Holding — Kallon, J.
- The United States District Court for the Northern District of Alabama held that the defendants' motion for summary judgment was granted in part, dismissing most of the McLaughlins' claims with prejudice, except for the claims related to two QWRs acknowledged by the defendants.
Rule
- A party cannot prevail on a breach of contract claim if it is unable to demonstrate that it has fulfilled its own obligations under the contract.
Reasoning
- The court reasoned that the McLaughlins' claims for negligence and wantonness failed because Alabama law does not recognize a separate cause of action for negligent mortgage servicing, as any duty owed arose only from the contract.
- Similarly, their unjust enrichment claim was dismissed because an express contract existed, barring an implied agreement on the same issue.
- The wrongful foreclosure claim was dismissed since a foreclosure sale had not yet occurred.
- The breach of contract claim failed because the McLaughlins could not prove they had performed under the contract, given the evidence of their default.
- Additionally, their claims for false light, defamation, and violations of the Truth in Lending Act were rejected due to lack of evidence supporting their allegations.
- The court did, however, find that the dispute over the responses to the QWRs created a genuine issue of material fact that warranted further proceedings.

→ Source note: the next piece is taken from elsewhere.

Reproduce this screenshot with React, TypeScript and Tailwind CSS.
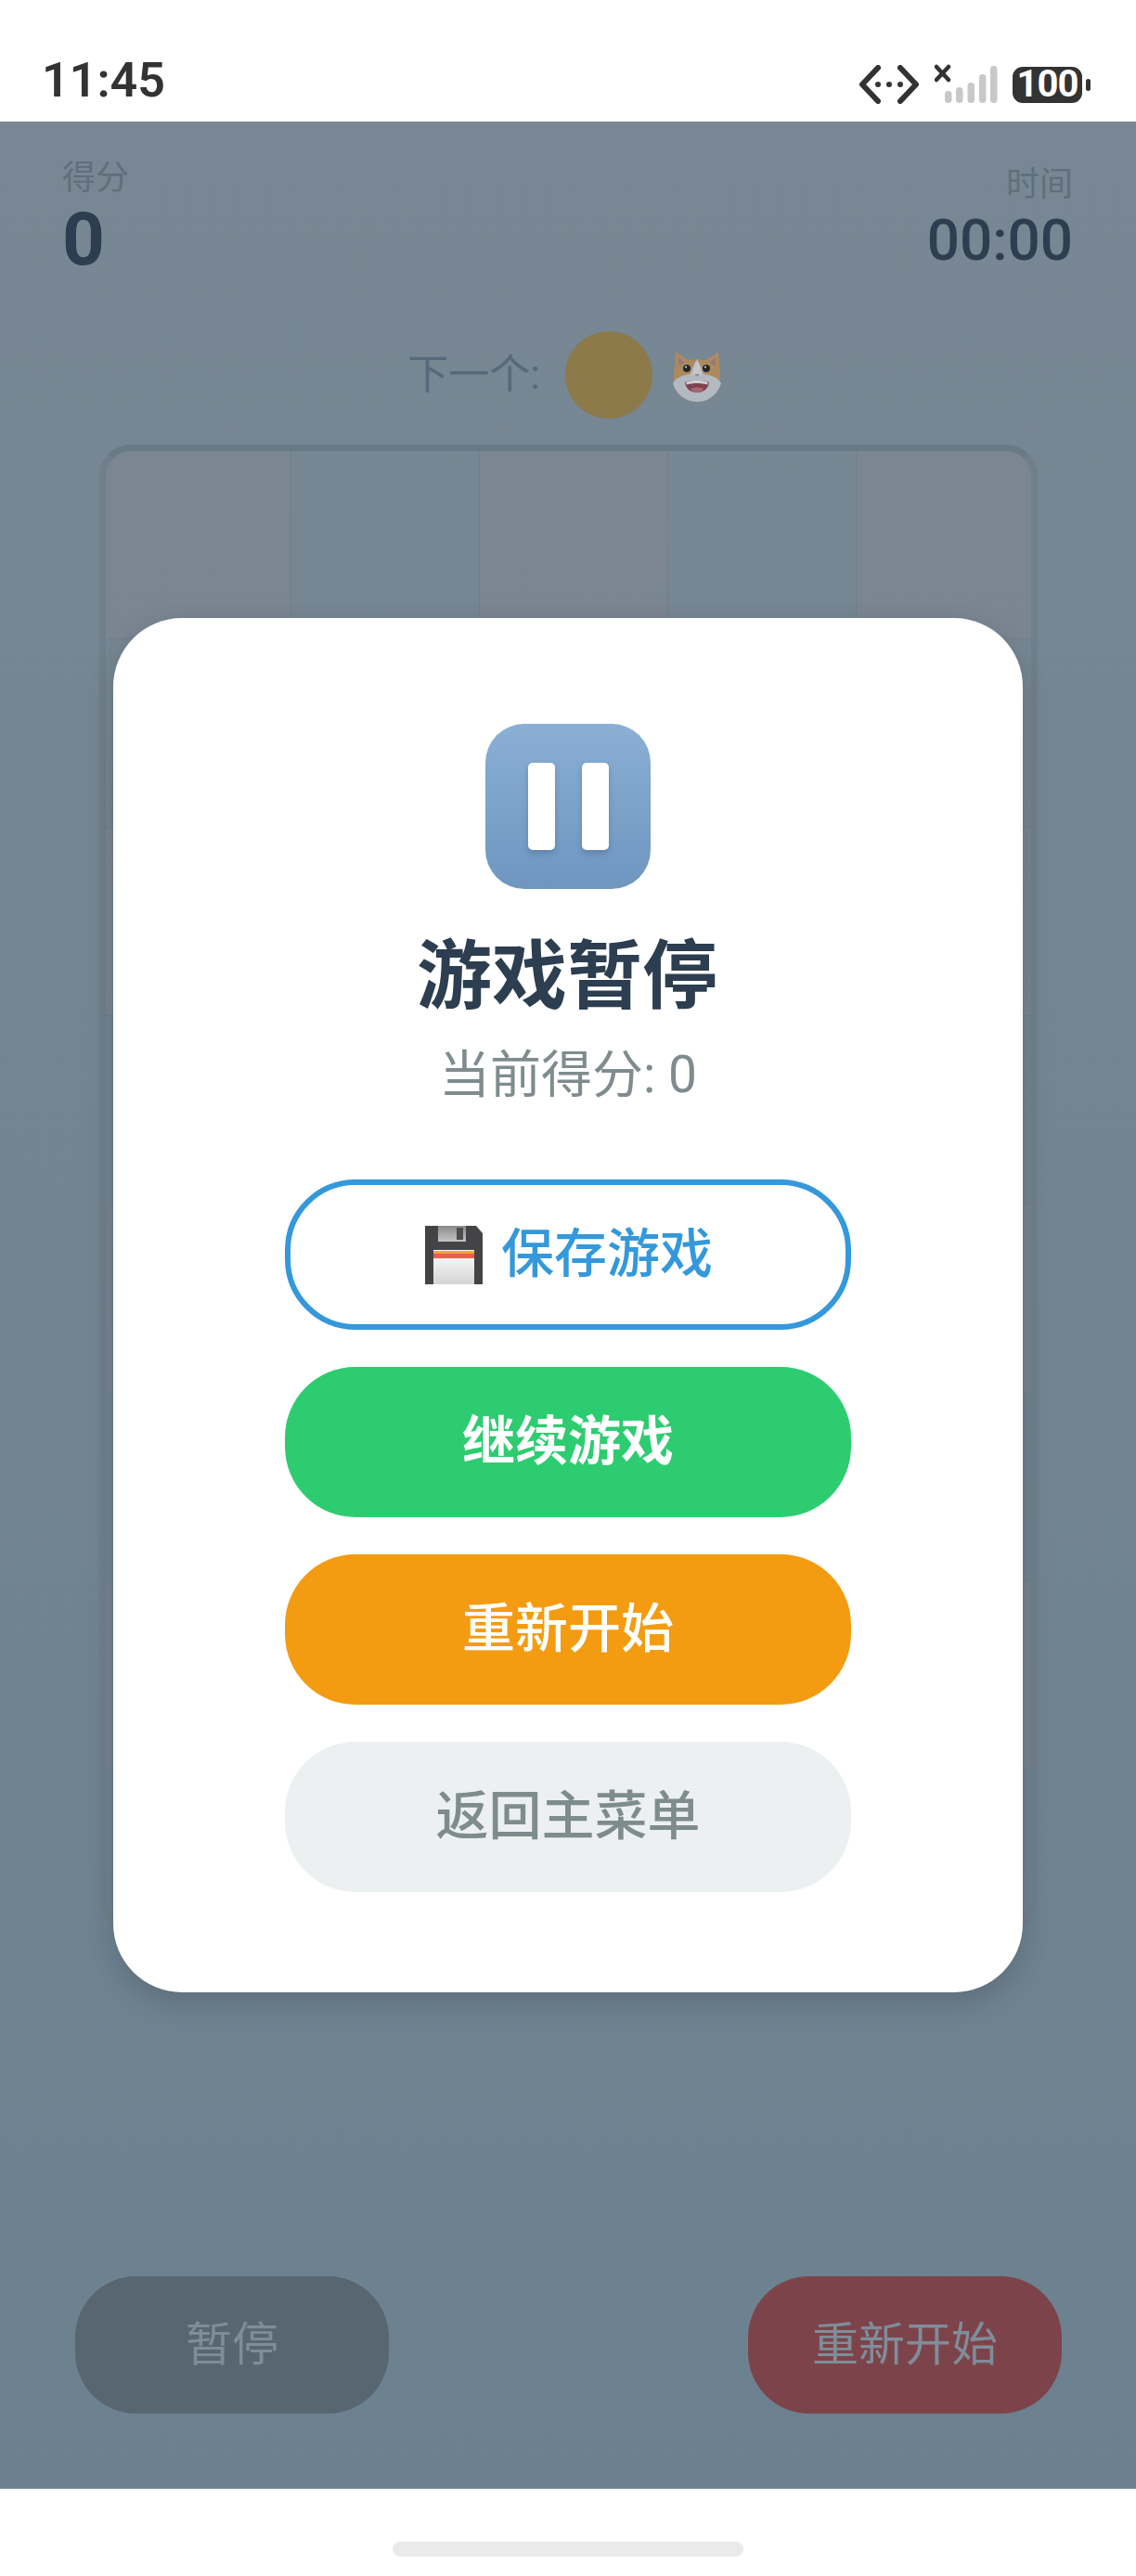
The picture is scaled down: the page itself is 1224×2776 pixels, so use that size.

Deep Dive: How the Court Reached Its Decision
Negligence and Wantonness Claims
The court reasoned that the McLaughlins' claims for negligence and wantonness failed because Alabama law does not recognize a separate cause of action for negligent mortgage servicing. The court noted that any duty owed by the defendants arose solely from the contractual relationship established by the mortgage agreement. Furthermore, the court emphasized that to establish wantonness, the plaintiffs must prove that the defendants acted with reckless indifference. Since the claims were based on alleged misrepresentations and wrongful foreclosure actions, the court found that these claims could not stand without a recognized independent duty of care. As a result, the court dismissed the negligence and wantonness claims, reaffirming the principle that duties in such contexts are contractual and not tort-based.
Unjust Enrichment Claim
The court addressed the McLaughlins' unjust enrichment claim by highlighting that such a claim requires the absence of an express contract. The court noted that the mortgage and promissory note constituted an express contract that governed the relationship between the parties. Since unjust enrichment claims are typically barred when a valid contract exists on the same subject, the court found that the McLaughlins could not prevail on this claim. The court reiterated that an implied contract cannot coexist with an express one concerning the same issue, leading to the dismissal of the unjust enrichment claim. This conclusion reinforced the notion that contractual obligations preclude claims based on equitable principles unless a contract is absent.
Wrongful Foreclosure Claim
The court examined the wrongful foreclosure claim, explaining that such a claim under Alabama law requires that an actual foreclosure sale must have taken place. The court noted that the McLaughlins had not yet experienced a foreclosure sale, as the scheduled sale was canceled due to the lawsuit. Consequently, the court determined that the lack of an actual sale meant that the wrongful foreclosure claim could not be substantiated. By requiring an actual foreclosure for this claim to proceed, the court set a clear standard for future cases regarding wrongful foreclosure actions. Thus, the court dismissed Count IV for wrongful foreclosure based on this legal requirement.
Breach of Contract Claim
In assessing the breach of contract claim, the court highlighted that to succeed, a plaintiff must demonstrate performance under the contract. The McLaughlins alleged that the defendants failed to provide notice of intent to accelerate and did not properly credit their payments. However, the court found that the evidence clearly showed the McLaughlins had defaulted on their payments and did not bring the loan current after falling behind. The court pointed out that the plaintiffs' assertions were insufficient to overcome the defendants' evidence of default. Since the McLaughlins could not prove their performance under the contract, the court ruled that their breach of contract claim lacked merit and thus was dismissed.
Statutory Violations and Remaining Claims
The court evaluated the McLaughlins' claims under various federal statutes, including the Truth in Lending Act and the Fair Credit Reporting Act. The court found that the McLaughlins failed to provide sufficient evidence to support their allegations of TILA violations, noting that the statute of limitations barred such claims. Furthermore, the court determined that their claims for false light and defamation were unsubstantiated due to a lack of evidence demonstrating that the defendants had published false statements. However, the court identified a genuine issue of material fact regarding the responses to the qualified written requests (QWRs) that the defendants acknowledged receiving. As a result, the court denied summary judgment solely on Count XI related to the QWRs, allowing for further proceedings on that matter.